Prime Minister John Key is promising that the May 21 Budget will address “material hardship”.

Speaking at his party’s northern regional conference at Waitangi yesterday he said the Budget would contain real effort and achievement in this area.

He made an enigmatic reference to his election night speech in which he said he would lead a Government “that governs for all New Zealanders”.

Beyond that there was no detail.

But his comments about the budget came against the background of his Finance Minister Bill English having to defend the failure to achieve the much promised surplus this budget year.
He said the deficit would be between $600 and $700 million and compared that to a house hold expecting a $76,000 a year income and instead getting $73,000 turning this projected $300 surplus into a $500 deficit.

“That’s the scale,” he said.

But consistent with the theme of the Ministerial speeches at the conference Mr English dealt in some detail with the Government’s investment approach to social spending.

He also addressed questions raised by the Northland by-election.

He listed three big issues, which if they could be resolved would underpin a longer period of sustainable growth — the Resource Management Act, water rights and infrastructure.

“We have some pretty tricky issues to deal with around infrastructure and either ends of the spectrum,” he said.

“How to deal with it in the slower population growing areas and how to deal with it where the population is growing fast.”

Mr English argued that the Government had induced a period of sustainable growth in New Zealand.

He said businesses and households knew the current growth could last.

“That gives them the confidence to be more entrepreneurial and to be more productive,” he said.

PM John Key

KEY ON HIS OWN POLITICAL PHILOSOPHY

Mr Key said the Budget was a chance for the Government to demonstrate where it saw its priorities.

And then he offered an extraordinary insight into his own political philosophy.

He said the Budget would focus very much on the issues that mattered to New Zealanders.

“People who are in their homes or any community around New Zealand today are focussed on four issues,” he said.

“Does the family have the jobs they need to support themselves?

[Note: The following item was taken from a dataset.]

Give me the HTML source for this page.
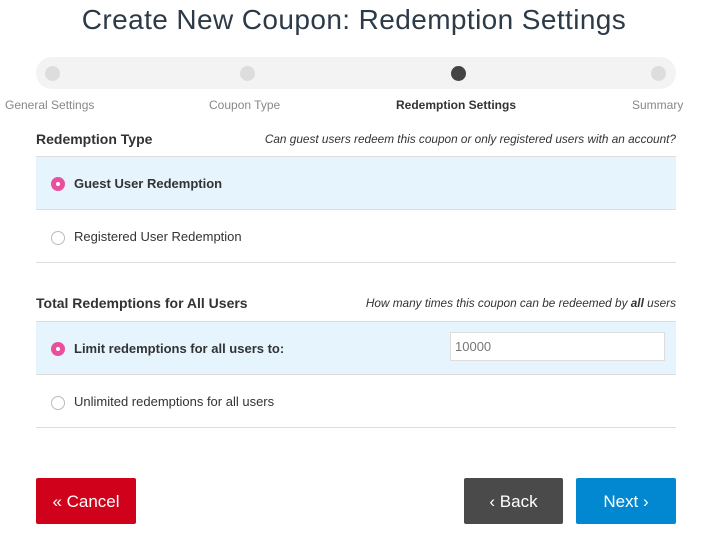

“Do they feel safe in their community?

“Are their children getting a decent education?

“Is the health system going to perform for them?

“People worry about the issues that actually matter to them.

“And that’s where their focus and attention is and as long as we as a government stay absolutely focussed on those issues we are going to connect to New Zealanders.

“And as long as deliver for New Zealanders on that we are going to connect to them and they will vote for us.

“The moment we forget about why we are here which is actually to serve the people of New Zealand, on the issues that matter, when we forget that, we are what you call opposition because they will go and find someone else who cares more about what matters to them.”